All’inizio non si vede. Non si capisce bene quale sia il limite tra fotografia e disegno (ma anche pittura e scultura) quando si osserva per la prima volta un’opera iperrealista. Bisogna avvicinarsi bene e scorgerne ogni singolo tratto di matita, ogni pennellata e ogni solco.
Si comincia a parlare di Iperrealismo alle fine a cavallo tra gli anni 60 e 70, negli Stati Uniti, quando subito dopo la Pop Art e l’esaltazione della cultura popolare si sviluppa una nuova corrente artistica che parte proprio dalla fotografia per catturare il maggior numero di dettagli da riprodurre poi sul supporto grafico, pittorico o sulla materia scultorea. Nomi d’obbligo in ambito pittorico sono Ralph Goings, Chuck Close, Richard Estes. Altri in ambito scultoreo Duane Hanson e John De Andrea.
La pittura caravaggesca ha un grosso ascendente sulla pittura e la scultura iperrealista, per quanto riguarda il tripudio di particolari e lo studio del rapporto tra luce e superfici, ma non è da tralasciare nemmeno l’analogia con il Vedutismo, che sfruttò la camera ottica per catturare il paesaggio e le sue minuziosità.
La resa plastica delle superfici, la cura ossessiva del particolare e i giochi luminosi sono tre elementi fondamentali che “l’iper-artista” porta all’estremo nelle sue opere, cercando le trasparenze dell’acqua e del vetro, i materiali riflettenti come metalli e specchi, e gli elementi che ognuno di noi riesce a osservare a distanze molto ravvicinate: le singole rughe, i granelli di sabbia, le fibre del tessuto.
E’ molto interessante fare riferimento ai grandi nomi del passato: tuttavia mi piace molto pensare anche al rapporto con il presente, l’epoca della tecnologia in cui le quantità infinitesimali di pixel sui nostri maxischermi permettono di riprodurre immagini così nitide e dai colori così vividi da sembrare realmente di fronte ai nostri occhi. Senza pensare al mondo dell’animazione 3D, in cui dietro quei pesantissimi occhialoni possiamo scorgere anche il singolo capello dei protagonisti o le venature delle foglie.

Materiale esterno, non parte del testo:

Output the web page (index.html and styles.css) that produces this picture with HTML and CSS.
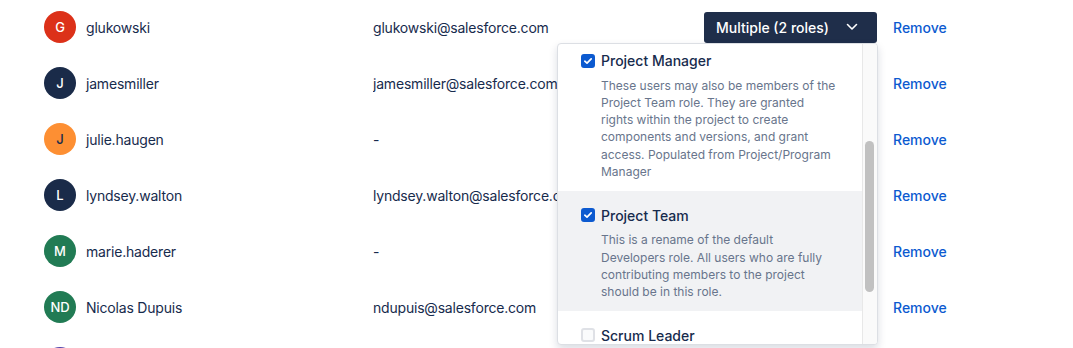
FILE: index.html
```html
<!DOCTYPE html>
<html lang="en">
<head>
  <meta charset="UTF-8">
  <title>Project roles</title>
  <link rel="stylesheet" href="styles.css">
</head>
<body>

<div class="members">

  <div class="member-row">
    <div class="user">
      <span class="avatar red">G</span>
      <span class="name">glukowski</span>
    </div>
    <div class="email">glukowski@salesforce.com</div>
    <div class="role">
      <button class="role-btn">
        <span>Multiple (2 roles)</span>
        <svg width="12" height="8" viewBox="0 0 12 8"><path d="M1.5 1.5 L6 6 L10.5 1.5" fill="none" stroke="#fff" stroke-width="1.6" stroke-linecap="round" stroke-linejoin="round"/></svg>
      </button>

      <div class="role-menu">
        <div class="menu-scroll">
          <div class="menu-list">
            <div class="menu-item">
              <div class="item-head">
                <span class="check on"><svg width="10" height="8" viewBox="0 0 10 8"><path d="M1.8 4.2 L4 6.2 L8.2 1.8" fill="none" stroke="#fff" stroke-width="1.7" stroke-linecap="round" stroke-linejoin="round"/></svg></span>
                <span class="item-title">Project Manager</span>
              </div>
              <p class="item-desc">These users may also be members of the Project Team role. They are granted rights within the project to create components and versions, and grant access. Populated from Project/Program Manager</p>
            </div>
            <div class="menu-item active">
              <div class="item-head">
                <span class="check on"><svg width="10" height="8" viewBox="0 0 10 8"><path d="M1.8 4.2 L4 6.2 L8.2 1.8" fill="none" stroke="#fff" stroke-width="1.7" stroke-linecap="round" stroke-linejoin="round"/></svg></span>
                <span class="item-title">Project Team</span>
              </div>
              <p class="item-desc">This is a rename of the default Developers role. All users who are fully contributing members to the project should be in this role.</p>
            </div>
            <div class="menu-item">
              <div class="item-head">
                <span class="check"></span>
                <span class="item-title">Scrum Leader</span>
              </div>
            </div>
          </div>
        </div>
        <div class="scroll-track"><div class="scroll-thumb"></div></div>
      </div>
    </div>
    <a class="remove" href="#">Remove</a>
  </div>

  <div class="member-row">
    <div class="user">
      <span class="avatar navy">J</span>
      <span class="name">jamesmiller</span>
    </div>
    <div class="email">jamesmiller@salesforce.com</div>
    <div class="role"></div>
    <a class="remove" href="#">Remove</a>
  </div>

  <div class="member-row">
    <div class="user">
      <span class="avatar orange">J</span>
      <span class="name">julie.haugen</span>
    </div>
    <div class="email">-</div>
    <div class="role"></div>
    <a class="remove" href="#">Remove</a>
  </div>

  <div class="member-row">
    <div class="user">
      <span class="avatar navy">L</span>
      <span class="name">lyndsey.walton</span>
    </div>
    <div class="email">lyndsey.walton@salesforce.com</div>
    <div class="role"></div>
    <a class="remove" href="#">Remove</a>
  </div>

  <div class="member-row">
    <div class="user">
      <span class="avatar green">M</span>
      <span class="name">marie.haderer</span>
    </div>
    <div class="email">-</div>
    <div class="role"></div>
    <a class="remove" href="#">Remove</a>
  </div>

  <div class="member-row">
    <div class="user">
      <span class="avatar green">ND</span>
      <span class="name">Nicolas Dupuis</span>
    </div>
    <div class="email">ndupuis@salesforce.com</div>
    <div class="role"></div>
    <a class="remove" href="#">Remove</a>
  </div>

  <div class="member-row">
    <div class="user">
      <span class="avatar purple"></span>
    </div>
  </div>

</div>

</body>
</html>
```

FILE: styles.css
```css
* {
  margin: 0;
  padding: 0;
  box-sizing: border-box;
  font-family: Inter, "Noto Sans", sans-serif;
}

body {
  background: #fff;
  color: #172b4d;
  overflow: hidden;
}

.members {
  height: 349px;
  margin-top: -1px;
  padding-left: 44px;
  overflow: hidden;
}

.member-row {
  display: flex;
  align-items: center;
  height: 56px;
  font-size: 14px;
  letter-spacing: -0.2px;
}

.user {
  width: 329px;
  display: flex;
  align-items: center;
  gap: 10px;
}

.avatar {
  width: 32px;
  height: 32px;
  border-radius: 50%;
  display: flex;
  align-items: center;
  justify-content: center;
  color: #fff;
  font-size: 13px;
  font-weight: 500;
  letter-spacing: 0;
  flex-shrink: 0;
}

.avatar.red { background: #dc3119; }
.avatar.navy { background: #1a2b49; }
.avatar.orange { background: #fd8f33; color: #172b4d; }
.avatar.green { background: #217b54; }
.avatar.purple { background: #5243aa; }

.name {
  color: #172b4d;
}

.email {
  width: 331px;
  white-space: nowrap;
  overflow: hidden;
}

.role {
  width: 173px;
  height: 31px;
  position: relative;
}

.role-btn {
  width: 100%;
  height: 31px;
  border: none;
  border-radius: 3px;
  background: #1f2e4a;
  color: #fff;
  font-size: 14px;
  font-weight: 500;
  display: flex;
  align-items: center;
  justify-content: space-between;
  padding: 0 19px 0 12px;
}

.remove {
  margin-left: 16px;
  color: #0c5ad0;
  font-weight: 500;
  letter-spacing: 0;
  text-decoration: none;
}

.role-menu {
  position: absolute;
  top: 31px;
  right: -1px;
  width: 321px;
  height: 302px;
  background: #fff;
  border: 1px solid #dcdfe4;
  border-radius: 4px;
  box-shadow: 0 4px 8px rgba(9, 30, 66, 0.15);
  display: flex;
  overflow: hidden;
  letter-spacing: 0;
  z-index: 10;
}

.menu-scroll {
  flex: 1;
  overflow: hidden;
}

.menu-list {
  margin-top: -7px;
}

.menu-item {
  padding: 13px 25px 11px 23px;
}

.menu-item.active {
  background: #f1f2f4;
}

.item-head {
  display: flex;
  align-items: center;
  gap: 6px;
  height: 22px;
}

.check {
  width: 14px;
  height: 14px;
  border-radius: 3px;
  border: 2px solid #dfe1e6;
  background: #fafbfc;
  display: flex;
  align-items: center;
  justify-content: center;
}

.check.on {
  background: #0c5ad0;
  border-color: #0c5ad0;
}

.item-title {
  font-size: 14px;
  font-weight: 500;
  color: #172b4d;
}

.item-desc {
  margin-top: 5px;
  padding-left: 20px;
  font-size: 12px;
  line-height: 17.3px;
  color: #68758c;
}

.scroll-track {
  width: 15px;
  background: #fafafa;
  border-left: 1px solid #e8e8e8;
  padding: 97px 0 0 2px;
}

.scroll-thumb {
  width: 9px;
  height: 151px;
  border-radius: 5px;
  background: #c1c1c1;
}
```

E’ divertente che nonostante tutto questo ci siano giovani generazioni che rimangono affascinate dal processo tradizionale a cui l’arte è legata: un lento e attento sovrapporsi di tratti. Diego Fazio ad esempio è un giovanissimo artista che si allinea a questa scuola di pensiero, sfruttando al massimo uno degli strumenti più elementari per la grafica: la matita. Disegna volti, oggetti, liquidi, insetti. Classe 1989, nasce proprio in quella parte meravigliosa dello Stivale che si tuffa a pesce nel Mar Mediterraneo: la Calabria. Il suo nome d’arte è Diego Koi, che deriva da una grande passione per le Carpe Koi che in Cina sono metafora di coraggio e ambizione, secondo una antica leggenda.
Eh si, perchè ci vuole coraggio a inoltrarsi in questo Iperrealismo, perchè se l’opera non è impeccabile il risultato cambia del tutto. E’ necessario avere una percezione della realtà molto raffinata per cogliere tutti i dettagli che un corpo può nascondere, un enorme talento ed una tecnica perfetta. Su questa stessa linea si propongono diversi artisti, allo stesso modo di bravura sconvolgente: vi potrebbe venire appetito osservando la frutta dei dipinti su tela di Paolo Tagliaferro, forse smetterete di farvi i selfie perchè forse su Facebook sarebbe più figo un ritratto fatto da Emanuele Dascanio e magari sarete curiosi di aprire del tutto quelle scatole che Marica Fasoli lascia aperte solo a metà.
A parte Diego Koi, che appartiene a una generazione poco più tarda, questi artisti sono tutti nati tra la fine degli ’70 e i primi anni ’80, e tra i loro soggetti impazzano i ritratti e le nature morte, che si prestano particolarmente allo studio del dettaglio e delle sfumature cromatiche e chiaroscurali della realtà. E’ molto curiosa la serie “3D” di Marica Fasoli, che sotto sotto porta a riflettere sul concetto di contenuto, concetto che è ripreso anche da Paolo Tagliaferro in una intervista su Disegno e Pittura, cioè l’arte iperrealista per sua natura tende a rappresentare a volte soggetti ripetitivi: per questo l’artista ha deciso di concentrarsi anche su nature morte “alternative” utilizzando i giocattoli per le sue composizioni.
“E’ del poeta il fin la meraviglia…” diceva Giambattista Marino in relazione alla corrente poetica barocca. Io ci aggiungo che secondo me questo fine è anche dell’Iperrealismo, perchè di fronte a queste opere si rimane a bocca aperta. Provare per credere.